Initially, we transformed the previously generated Document Term Matrix into a data frame. Additionally, we introduced a new column to categorize each document/row as either spam or not spam. The spam column was converted into a factor. For the division of data into training and testing sets, we opted to randomly select 80% for training and 20% for testing.

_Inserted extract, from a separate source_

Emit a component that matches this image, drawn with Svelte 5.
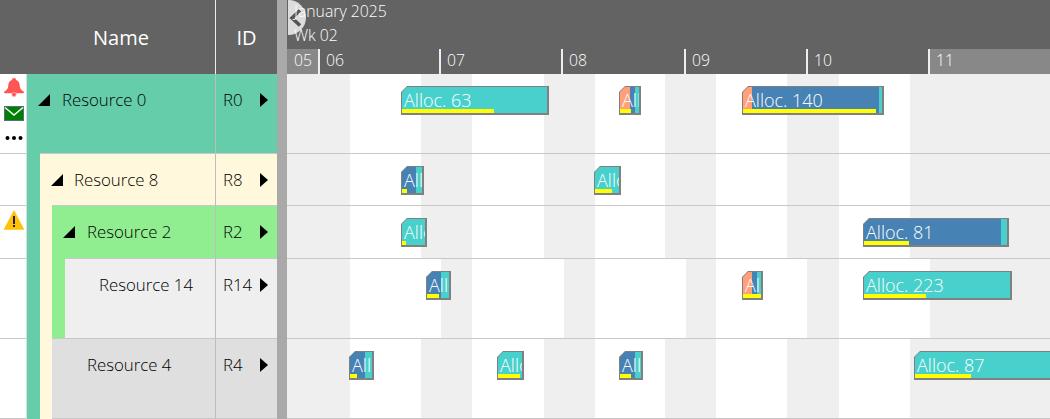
<script>
  const S = [[0, 63], [134, 51], [257, 51], [378, 51], [500, 52], [623, 140]];
  const S14 = [[0, 63], [154, 31], [277, 31], [399, 30], [520, 32], [643, 120]];
  const O = 287;
  const bar = (x, x2, label, prog, segs) => ({ x, w: x2 - x, label, prog, segs });
  const T = '#48d1cc', B = '#4682b4', P = '#ffa07a';
  const rows = [
    { name: 'Resource 0', id: 'R0', h: 79, cls: 'aqua', tree: true, bands: [], stripes: S, icons: true,
      bars: [bar(401, 549, 'Alloc. 63', 92, [[146, T]]),
             bar(619, 641, 'Alloc. 12', 11, [[10, P], [5, B], [4, T]]),
             bar(742, 884, 'Alloc. 140', 133, [[9, P], [127, B], [4, T]])] },
    { name: 'Resource 8', id: 'R8', h: 52, cls: 'silk', tree: true, bands: ['aqua'], stripes: S,
      bars: [bar(401, 424, 'Alloc. 7', 5, [[14, B], [7, T]]),
             bar(594, 621, 'Alloc. 24', 17, [[25, T]])] },
    { name: 'Resource 2', id: 'R2', h: 53, cls: 'green', tree: true, bands: ['aqua', 'silk'], warn: true, stripes: S,
      bars: [bar(401, 427, 'Alloc. 3', 4, [[24, T]]),
             bar(863, 1009, 'Alloc. 81', 45, [[137, B], [7, T]])] },
    { name: 'Resource 14', id: 'R14', h: 80, cls: 'light', bands: ['aqua', 'silk', 'green'], stripes: S14,
      bars: [bar(426, 451, 'Alloc. 11', 12, [[14, B], [8, T]]),
             bar(742, 763, 'Alloc. 19', 18, [[9, P], [5, B], [4, T]]),
             bar(863, 1012, 'Alloc. 223', 62, [[147, T]])] },
    { name: 'Resource 4', id: 'R4', h: 81, cls: 'mid', bands: ['aqua', 'silk'], stripes: S,
      bars: [bar(349, 374, 'Alloc. 6', 7, [[15, B], [8, T]]),
             bar(497, 524, 'Alloc. 31', 22, [[25, T]]),
             bar(619, 643, 'Alloc. 10', 11, [[15, B], [7, T]]),
             bar(914, 1080, 'Alloc. 87', 56, [[164, T]])] }
  ];
  const days = [
    { t: '05', w: 33, cur: true }, { t: '06', w: 121 }, { t: '07', w: 122 }, { t: '08', w: 123 },
    { t: '09', w: 122 }, { t: '10', w: 122 }, { t: '11', w: 120, cur: true }
  ];
</script>

<div class="gantt">
  <div class="tree">
    <div class="head">
      <div class="h-gap"></div>
      <div class="h-name">Name</div>
      <div class="h-id">ID</div>
    </div>
    {#each rows as r}
      <div class="row" style="height:{r.h}px">
        <div class="alerts">
          {#if r.icons}
            <svg class="bell" viewBox="0 0 20 19" width="20" height="19">
              <path d="M10 0c1.300 0 2 .8 2.100 2 2.500.8 3.400 2.700 3.600 5.200.2 2.700 1 4.700 3.800 6.300.4.300.5.8.5 1.500H0c0-.7.100-1.200.5-1.500 2.800-1.600 3.600-3.600 3.800-6.300.2-2.500 1.100-4.400 3.600-5.200C8 .8 8.700 0 10 0z" fill="#ff5555"/>
              <path d="M1 15.500h18" stroke="#ffc8c8" stroke-width="0.800"/>
              <circle cx="10" cy="16.500" r="2.200" fill="#ff5555" stroke="#ffc8c8" stroke-width="0.600"/>
            </svg>
            <svg class="mail" viewBox="0 0 20 15" width="20" height="15">
              <rect x="0.500" y="0.500" width="19" height="14" fill="#008000" stroke="#5a6a8a"/>
              <path d="M1 1.500l9 7.500 9-7.500" fill="none" stroke="#fff" stroke-width="1.500"/>
            </svg>
            <svg class="dots" viewBox="0 0 18 4" width="18" height="4">
              <circle cx="2.500" cy="2" r="2"/><circle cx="9" cy="2" r="2"/><circle cx="15.500" cy="2" r="2"/>
            </svg>
          {/if}
          {#if r.warn}
            <svg class="warn" viewBox="0 0 20 20" width="20" height="20">
              <path d="M10 .5L20 19.500H0z" fill="#ffc107" stroke="#ffc107" stroke-width="0.500" stroke-linejoin="round"/>
              <rect x="9" y="6" width="2" height="8" fill="#222"/>
              <rect x="9" y="15" width="2" height="2" fill="#222"/>
            </svg>
          {/if}
        </div>
        {#each r.bands as b}
          <div class="band {b}"></div>
        {/each}
        <div class="name {r.cls}">
          <span class="tri" class:none={!r.tree}></span>
          <span class="label">{r.name}</span>
        </div>
        <div class="id {r.cls}">
          <span class="idt">{r.id}</span>
          <span class="arrow"></span>
        </div>
      </div>
    {/each}
  </div>
  <div class="split"></div>
  <div class="chart">
    <div class="time">
      <div class="collapse">
        <svg viewBox="0 0 12 18" width="12" height="18"><path d="M11 1.500L3 9l8 7.500" fill="none" stroke="#555" stroke-width="3.500"/></svg>
      </div>
      <div class="t1">January 2025</div>
      <div class="t2">Wk 02</div>
      <div class="t3">
        {#each days as d}
          <div class="day" class:cur={d.cur} style="width:{d.w}px">{d.t}</div>
        {/each}
      </div>
    </div>
    {#each rows as r}
      <div class="lane" style="height:{r.h}px">
        {#each r.stripes as s}
          <div class="stripe" style="left:{s[0]}px;width:{s[1]}px"></div>
        {/each}
        {#each r.bars as b}
          <div class="bar" style="left:{b.x - O}px;width:{b.w}px">
            <div class="fill">
              {#each b.segs as sg}
                <i style="width:{sg[0]}px;background:{sg[1]}"></i>
              {/each}
              <span class="txt">{b.label}</span>
              <b class="prog" style="width:{b.prog}px"></b>
            </div>
          </div>
        {/each}
      </div>
    {/each}
  </div>
</div>

<style>
  :global(body) { margin: 0; background: #fff; overflow: hidden; }
  .gantt { display: flex; width: 1050px; height: 419px; overflow: hidden; font-family: "Open Sans", "Noto Sans", sans-serif; font-weight: 350; font-size: 16.800px; color: #000; }
  .tree { width: 277px; flex: none; }
  .split { width: 10px; flex: none; background: #a9a9a9; }
  .chart { width: 763px; flex: none; position: relative; overflow: hidden; }

  .head { height: 74px; display: flex; background: #636363; color: #fff; font-size: 20px; font-weight: 400; }
  .h-gap { width: 27px; }
  .h-name { width: 189px; box-sizing: border-box; display: flex; align-items: center; justify-content: center; border-right: 1px solid #eee; }
  .h-id { flex: 1; display: flex; align-items: center; justify-content: center; }

  .row { display: flex; }
  .row > * { box-sizing: border-box; }
  .row + .row > :not(.band) { border-top: 1px solid #c8c8c8; }
  .row:last-child > :not(.band) { border-bottom: 1px solid #c8c8c8; }
  .alerts { width: 27px; flex: none; background: #fff; border-right: 1px solid #ddd; padding-left: 1px; display: flex; flex-direction: column; align-items: center; }
  .bell { margin-top: 4px; display: block; flex: none; }
  .mail { margin-top: 9px; display: block; flex: none; }
  .dots { margin-top: 15px; display: block; flex: none; }
  .warn { margin-top: 4px; display: block; flex: none; }
  .band { width: 13px; flex: none; }
  .band:nth-of-type(3) { width: 12px; }
  .aqua { background: #66cdaa; }
  .silk { background: #fff8dc; }
  .green { background: #90ee90; }
  .light { background: #efefef; }
  .mid { background: #dfdfdf; }

  .name { flex: 1; min-width: 0; display: flex; align-items: flex-start; padding: 15px 0 0 11px; border-right: 1px solid #bdbdbd; }
  .tri { width: 0; height: 0; border-style: solid; border-width: 0 0 12px 12px; border-color: transparent transparent #000 transparent; margin: 5px 12px 0 0; flex: none; }
  .tri.none { border-color: transparent; }
  .label { line-height: 22px; white-space: nowrap; }
  .silk .label, .light .label { margin-left: -1px; }
  .id { width: 61px; flex: none; display: flex; align-items: flex-start; justify-content: space-between; padding: 15px 9px 0 7px; }
  .idt { line-height: 22px; }
  .arrow { width: 0; height: 0; border-style: solid; border-width: 7px 0 7px 8px; border-color: transparent transparent transparent #000; margin-top: 4px; flex: none; }

  .time { height: 74px; background: #636363; color: #fff; font-size: 15.800px; position: relative; }
  .t1 { height: 25px; line-height: 23px; padding-left: 7px; position: relative; }
  .t2 { height: 24px; line-height: 20px; padding-left: 7px; position: relative; }
  .t3 { height: 25px; display: flex; }
  .day { line-height: 22px; padding-left: 6px; box-sizing: border-box; border-right: 2px solid #eee; flex: none; }
  .day:first-child { padding-left: 7px; }
  .day:last-child { border-right: 0; }
  .day.cur { background: #888; }
  .collapse { position: absolute; left: 1px; top: 0; width: 18px; height: 35px; background: #dcdcdc; border-radius: 0 18px 18px 0; display: flex; align-items: center; }
  .collapse svg { margin-left: 1px; }

  .lane { position: relative; box-sizing: border-box; }
  .lane + .lane { border-top: 1px solid #c8c8c8; }
  .lane:last-child { border-bottom: 1px solid #c8c8c8; }
  .stripe { position: absolute; top: 0; bottom: 0; background: #efefef; }
  .bar { position: absolute; top: 12px; height: 29px; background: #808080; clip-path: polygon(6px 0, 100% 0, 100% 100%, 0 100%, 0 6px); }
  .fill { position: absolute; inset: 1px 2px 2px 1px; display: flex; overflow: hidden; clip-path: polygon(5px 0, 100% 0, 100% 100%, 0 100%, 0 5px); }
  .fill i { display: block; height: 100%; flex: none; }
  .txt { position: absolute; left: 2px; top: 0; font-size: 18px; line-height: 26px; color: #fff; white-space: nowrap; }
  .prog { position: absolute; left: 0; bottom: 0; height: 4px; background: #ff0; }
</style>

We also calculated the proportions of ham to spam counts and observed that both the testing and training data exhibited approximately 65% ham and 35% spam.

## train_labels
##       ham      spam 
## 0.6478512 0.3521488
## test_labels
##       ham      spam 
## 0.6166667 0.3833333

Model Training

## Confusion Matrix and Statistics
## 
##           Actual
## Prediction ham spam
##       ham  472  132
##       spam   9  167
##                                           
##                Accuracy : 0.8192          
##                  95% CI : (0.7904, 0.8456)
##     No Information Rate : 0.6167          
##     P-Value [Acc > NIR] : < 2.2e-16       
##                                           
##                   Kappa : 0.5854          
##                                           
##  Mcnemar's Test P-Value : < 2.2e-16       
##                                           
##             Sensitivity : 0.5585          
##             Specificity : 0.9813          
##          Pos Pred Value : 0.9489          
##          Neg Pred Value : 0.7815          
##              Prevalence : 0.3833          
##          Detection Rate : 0.2141          
##    Detection Prevalence : 0.2256          
##       Balanced Accuracy : 0.7699          
##                                           
##        'Positive' Class : spam            
## 

Conclusion

As tested using the Naive Bayes model from the e1071 model, we were able to accurately predict roughly 82% of the emails into the proper categories. There is also a 56% sensitivity rate which means that 56% of the spam emails were classified correctly and a 98% specificity rate means that 77% of the ham emails were classified correctly.